Wistful in tone, The Foreign Duck, The Native Duck and God in a Coin Locker is only partly a mystery, it’s also a bittersweet coming of age tale and an, admittedly light, examination of the Japanese attitude to foreignness. Away from home for the first time Shiina is obviously keen to strike out on his own and be his own his own person but at the same time wants to fit in and be liked by his classmates. A particularly telling incident occurs when a confused Indian woman tries to get some information at a bus stop only to be ignored by those waiting. Shiina seems to feel as if he ought to help her but having just heard two of his classmates complaining about ‘stupid foreigners’ does nothing. Feeling guilty he tries to reach out to his Bhutanese neighbour but is again rebuffed. Kawasaki wants to know the difference between the foreign duck and the native one – is there such a fundamental difference? As one character says ‘you wouldn’t have talked to me if you’d known I was a foreigner’ ‘Of course I would’ Shiina replies ‘no, you wouldn’t have’ his friend responds with resignation. Isn’t it better to just help those who need it, whoever or whatever they happen to be?

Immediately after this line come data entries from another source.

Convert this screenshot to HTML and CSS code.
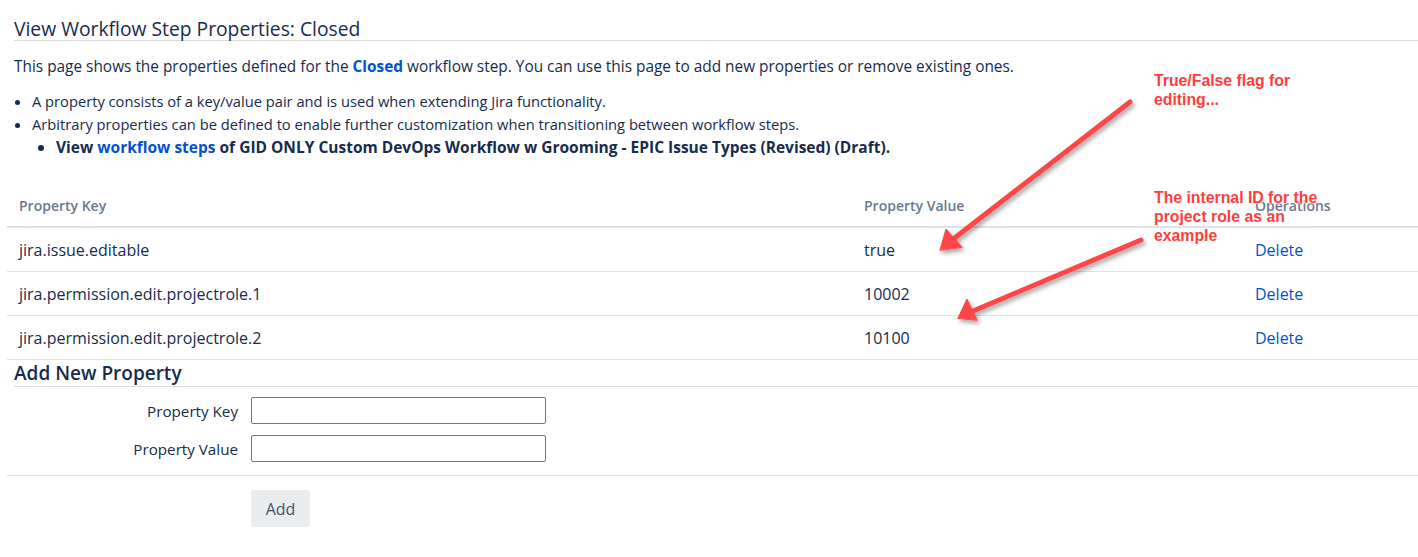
FILE: index.html
```html
<!DOCTYPE html>
<html lang="en">

<head>
  <meta charset="UTF-8">
  <title>View Workflow Step Properties: Closed</title>
  <link rel="stylesheet" href="styles.css">
</head>

<body>
  <div class="page">
    <h2 class="page-title">View Workflow Step Properties: Closed</h2>
    <p class="intro">This page shows the properties defined for the <a href="#" class="strong-link">Closed</a> workflow step. You can use this page to add new properties or remove existing ones.</p>
    <ul class="notes">
      <li>A property consists of a key/value pair and is used when extending Jira functionality.</li>
      <li>Arbitrary properties can be defined to enable further customization when transitioning between workflow steps.
        <ul class="sub-notes">
          <li>View <a href="#">workflow steps</a> of GID ONLY Custom DevOps Workflow w Grooming - EPIC Issue Types (Revised) (Draft).</li>
        </ul>
      </li>
    </ul>

    <table class="props">
      <thead>
        <tr>
          <th class="col-key">Property Key</th>
          <th class="col-value">Property Value</th>
          <th class="col-ops">Operations</th>
        </tr>
      </thead>
      <tbody>
        <tr>
          <td>jira.issue.editable</td>
          <td>true</td>
          <td><a href="#">Delete</a></td>
        </tr>
        <tr>
          <td>jira.permission.edit.projectrole.1</td>
          <td>10002</td>
          <td><a href="#">Delete</a></td>
        </tr>
        <tr>
          <td>jira.permission.edit.projectrole.2</td>
          <td>10100</td>
          <td><a href="#">Delete</a></td>
        </tr>
      </tbody>
    </table>

    <form class="add-form">
      <h3 class="form-title">Add New Property</h3>
      <div class="field">
        <label for="propKey">Property Key</label>
        <input type="text" id="propKey">
      </div>
      <div class="field">
        <label for="propValue">Property Value</label>
        <input type="text" id="propValue">
      </div>
      <div class="buttons">
        <button type="button">Add</button>
      </div>
    </form>
  </div>

  <!-- annotations drawn over the screenshot -->
  <div class="note note-flag">True/False flag for<br>editing...</div>
  <div class="note note-id">The internal ID for the<br>project role as an<br>example</div>
  <svg class="arrows" width="1418" height="557" viewBox="0 0 1418 557">
    <defs>
      <filter id="shadow" x="-20%" y="-20%" width="140%" height="140%">
        <feDropShadow dx="2" dy="3" stdDeviation="2" flood-color="#000" flood-opacity="0.35"/>
      </filter>
    </defs>
    <g filter="url(#shadow)" fill="#ff4545" stroke="#ff4545" stroke-linecap="round">
      <line x1="1130" y1="102" x2="952" y2="240" stroke-width="5"/>
      <polygon points="940,250 946,229 962,247" stroke-width="1" stroke-linejoin="round"/>
      <line x1="1141" y1="240" x2="973" y2="311" stroke-width="5"/>
      <polygon points="958,318 967,299 977,320" stroke-width="1" stroke-linejoin="round"/>
    </g>
  </svg>
</body>

</html>
```

FILE: styles.css
```css
body {
  margin: 0;
  padding: 0;
  font-family: "Open Sans", "Noto Sans", sans-serif;
  font-size: 15px;
  color: #172b4d;
  background: #fff;
}

a {
  color: #0052cc;
  text-decoration: none;
}

.page {
  padding: 0 0 0 7px;
}

.page-title {
  margin: 18px 0 0 7px;
  padding-bottom: 0;
  font-size: 19.3px;
  font-weight: 400;
  line-height: 22px;
  border-bottom: 1px solid #dcdcdc;
}

.intro {
  margin: 15px 0 0 7px;
  font-size: 15.4px;
}

.strong-link {
  font-weight: 700;
}

.notes {
  margin: 13px 0 0 7px;
  padding-left: 18px;
  font-size: 14.7px;
  line-height: 23px;
}

.sub-notes {
  margin: 0;
  padding-left: 24px;
  list-style: disc;
  font-size: 15.5px;
  font-weight: 700;
}

/* property table */
.props {
  width: 100%;
  margin-top: 30px;
  border-collapse: collapse;
  font-size: 16px;
}

.props th {
  text-align: left;
  font-size: 14px;
  font-weight: 600;
  color: #6b778c;
  padding: 7px 12px 11px;
  border-bottom: 2px solid #dfe1e6;
}

.props td {
  height: 43px;
  padding: 0 12px;
  border-bottom: 1px solid #dfe1e6;
}

.col-key {
  width: 821px;
}

.col-value {
  width: 367px;
}

/* add property form */
.form-title {
  margin: 1px 0 0 7px;
  font-size: 19px;
  font-weight: 600;
  line-height: 25px;
  border-bottom: 1px solid #dcdcdc;
}

.field {
  display: flex;
  align-items: center;
  gap: 13px;
  margin-top: 10px;
}

.field + .field {
  margin-top: 11px;
}

.field label {
  width: 231px;
  text-align: right;
  font-size: 15.2px;
}

.field input {
  width: 291px;
  height: 23px;
  border: 1px solid #767676;
  border-radius: 2px;
  padding: 1px;
  margin: 0;
}

.buttons {
  margin-top: 13px;
  padding: 14px 0 0 244px;
  border-top: 1px solid #dcdcdc;
}

.buttons button {
  font: inherit;
  font-size: 16px;
  color: #42526e;
  background: #ebecf0;
  border: 0;
  border-radius: 3px;
  width: 59px;
  height: 37px;
}

/* red annotations */
.note {
  position: absolute;
  left: 1154px;
  font-family: "Liberation Sans", Arial, sans-serif;
  font-weight: 700;
  font-size: 15.8px;
  line-height: 19px;
  color: #ff3d3d;
  text-shadow: 0 0 2px #fff, 0 0 2px #fff, 0 0 3px #fff;
}

.note-flag {
  top: 71px;
}

.note-id {
  top: 188px;
}

.arrows {
  position: absolute;
  left: 0;
  top: 0;
  pointer-events: none;
}
```
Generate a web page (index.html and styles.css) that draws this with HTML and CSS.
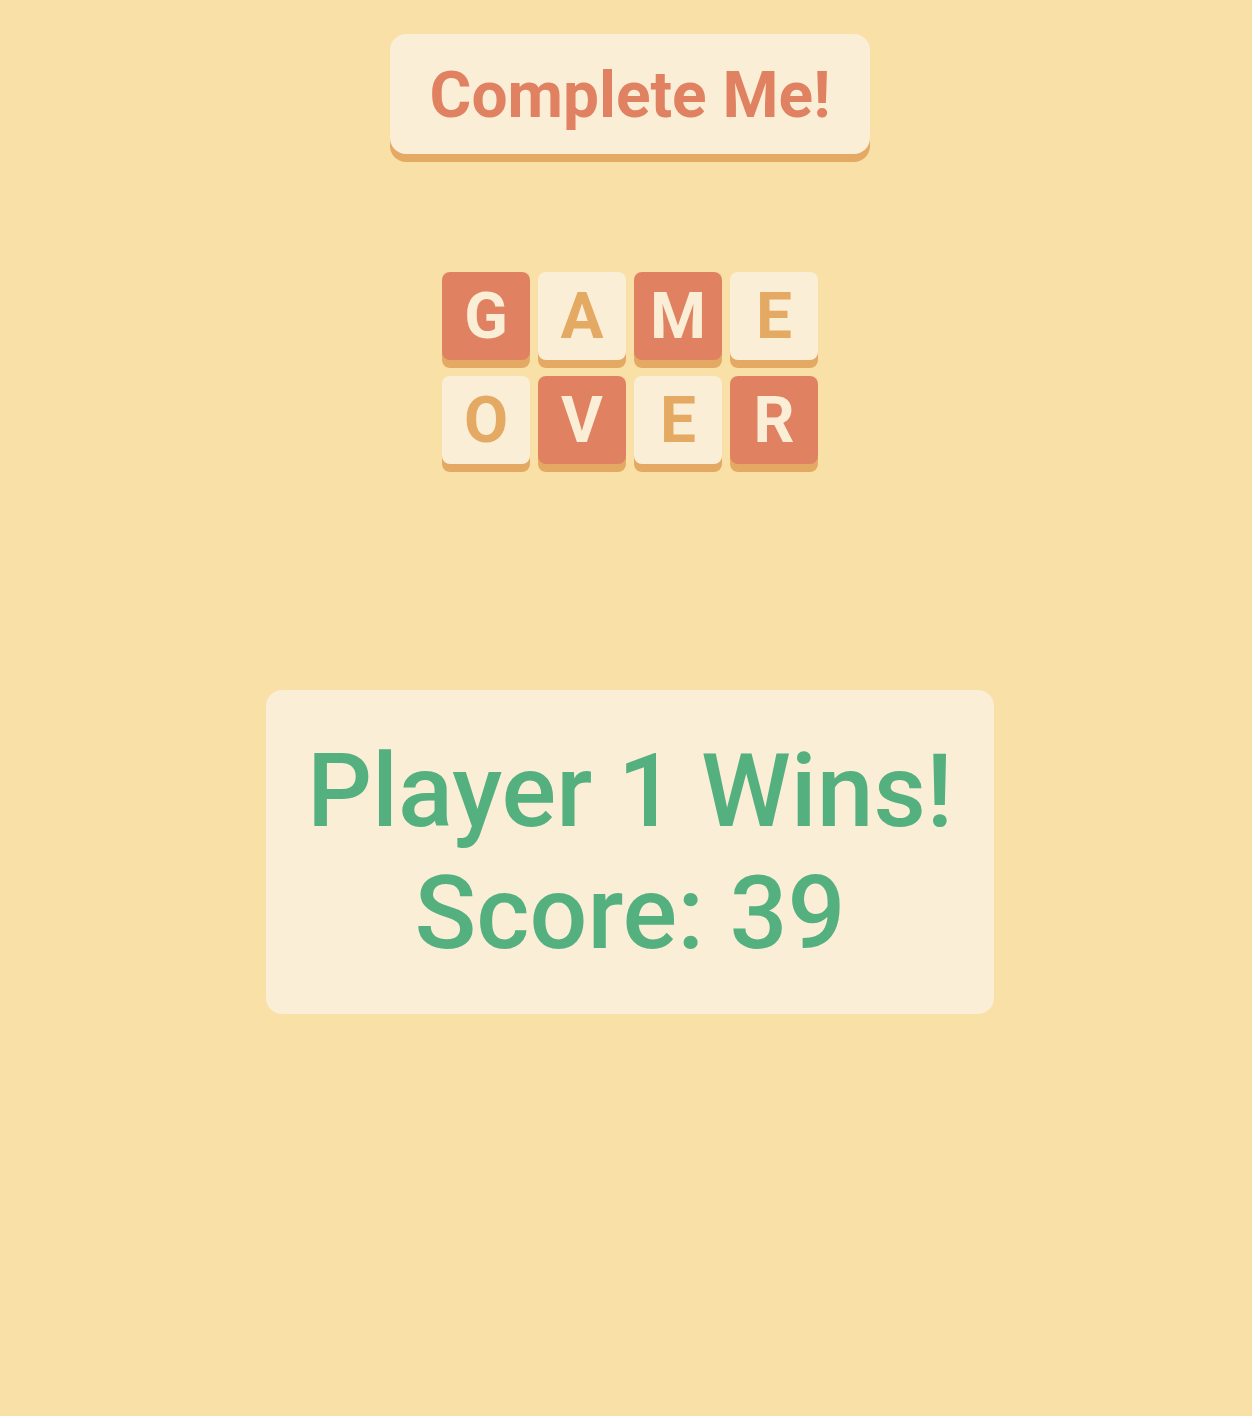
FILE: index.html
```html
<!DOCTYPE html>
<html>
<head>
<meta charset="utf-8">
<link rel="stylesheet" href="styles.css">
</head>
<body>
<main class="page">
  <button class="title-btn">Complete Me!</button>
  <div class="tiles">
    <div class="row">
      <span class="tile dark">G</span>
      <span class="tile light">A</span>
      <span class="tile dark">M</span>
      <span class="tile light">E</span>
    </div>
    <div class="row">
      <span class="tile light">O</span>
      <span class="tile dark">V</span>
      <span class="tile light">E</span>
      <span class="tile dark">R</span>
    </div>
  </div>
  <div class="result">
    <div>Player 1 Wins!</div>
    <div>Score: 39</div>
  </div>
</main>
</body>
</html>
```

FILE: styles.css
```css
html, body {
  margin: 0;
  padding: 0;
  background: #f9e0a6;
  font-family: Roboto, "Liberation Sans", sans-serif;
}

.page {
  display: flex;
  flex-direction: column;
  align-items: center;
  padding-top: 34px;
  padding-left: 8px;
}

.title-btn {
  font-family: Roboto, "Liberation Sans", sans-serif;
  font-weight: 700;
  font-size: 64px;
  line-height: 75px;
  color: #e08262;
  background: #faeed7;
  border: none;
  border-radius: 16px;
  width: 480px;
  height: 120px;
  padding: 3px 0 0;
  box-shadow: 0 8px 0 #e4a963;
  margin: 0;
}

.tiles {
  margin-top: 118px;
  display: flex;
  flex-direction: column;
  gap: 16px;
}

.row {
  display: flex;
  gap: 8px;
}

.tile {
  width: 88px;
  height: 88px;
  border-radius: 8px;
  display: flex;
  align-items: center;
  justify-content: center;
  font-weight: 700;
  font-size: 64px;
  box-shadow: 0 8px 0 #e4a963;
}

.tile.dark {
  background: #e08262;
  color: #faeed7;
}

.tile.light {
  background: #faeed7;
  color: #e4a963;
}

.result {
  margin-top: 226px;
  width: 728px;
  box-sizing: border-box;
  padding: 40px 0;
  background: #faeed7;
  border-radius: 16px;
  text-align: center;
  color: #55b07f;
  font-size: 102px;
  font-weight: 500;
  line-height: 122px;
}
```
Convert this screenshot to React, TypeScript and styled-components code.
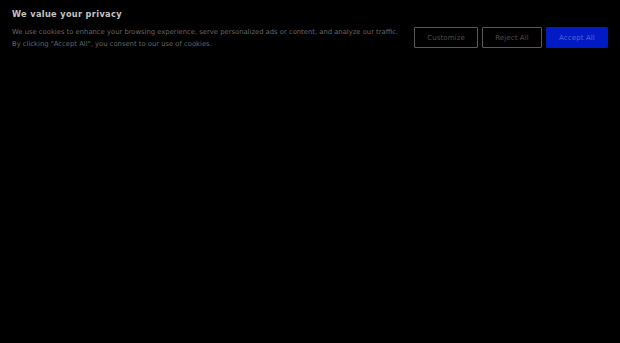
import React from 'react';
import styled, { createGlobalStyle, css } from 'styled-components';

const GlobalStyle = createGlobalStyle`
  html, body {
    margin: 0;
    padding: 0;
    background: #000;
  }
  body {
    font-family: 'DejaVu Sans', Verdana, sans-serif;
    width: 620px;
    height: 343px;
    overflow: hidden;
  }
`;

const Banner = styled.section`
  display: flex;
  align-items: flex-start;
  justify-content: space-between;
  padding: 8px 12px 0 12px;
`;

const TextBlock = styled.div`
  display: flex;
  flex-direction: column;
`;

const Title = styled.h2`
  margin: 0;
  font-size: 8.2px;
  font-weight: 700;
  letter-spacing: 0.35px;
  line-height: 12px;
  color: #c4c4c4;
`;

const Description = styled.p`
  margin: 6px 0 0;
  font-size: 6.8px;
  line-height: 12px;
  color: #666;
  white-space: nowrap;
`;

const Actions = styled.div`
  display: flex;
  gap: 4px;
  margin-top: 19px;
`;

const Button = styled.button<{ primary?: boolean; width: number }>`
  width: ${(p) => p.width}px;
  height: 21px;
  padding: 0;
  border-radius: 1px;
  font-family: inherit;
  font-size: 7px;
  letter-spacing: 0.1px;
  cursor: pointer;
  background: #000;
  border: 1px solid #585858;
  color: #4e4e4e;

  ${(p) =>
    p.primary &&
    css`
      background: #001ac4;
      border-color: #001ac4;
      color: #5666d2;
    `}
`;

export default function App() {
  return (
    <>
      <GlobalStyle />
      <Banner>
        <TextBlock>
          <Title>We value your privacy</Title>
          <Description>
            We use cookies to enhance your browsing experience, serve personalized ads or content, and analyze our traffic.
            <br />
            By clicking "Accept All", you consent to our use of cookies.
          </Description>
        </TextBlock>
        <Actions>
          <Button width={64}>Customize</Button>
          <Button width={60}>Reject All</Button>
          <Button width={62} primary>
            Accept All
          </Button>
        </Actions>
      </Banner>
    </>
  );
}
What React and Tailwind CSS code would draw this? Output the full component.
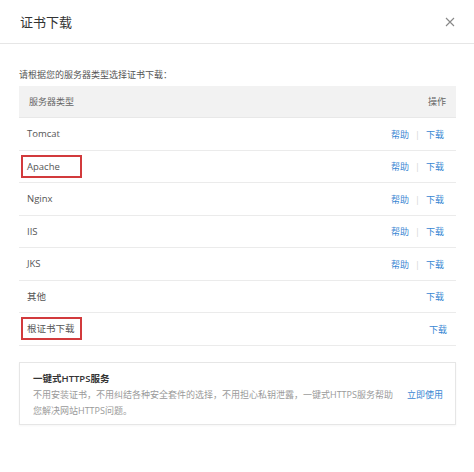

The Foreign Duck, The Native Duck and God in a Coin Locker maybe a little darker than its title suggests but its tone is definitely to the wistful/whimsical side – this juxtaposition might irritate some who’d rather a more straightforward mystery or a lighter, more conventional comedy but its refusal to conform is precisely what makes it so charming. That it also manages to pack in a decent amount of social commentary in an interesting way is to its credit as is its ability to make the totally bizarre seem perfectly natural. The Foreign Duck, the Native Duck and God in a Coin locker is another impressive feature from the creators of Fish Story and fans of that earlier film will certainly not be disappointed by their latest work.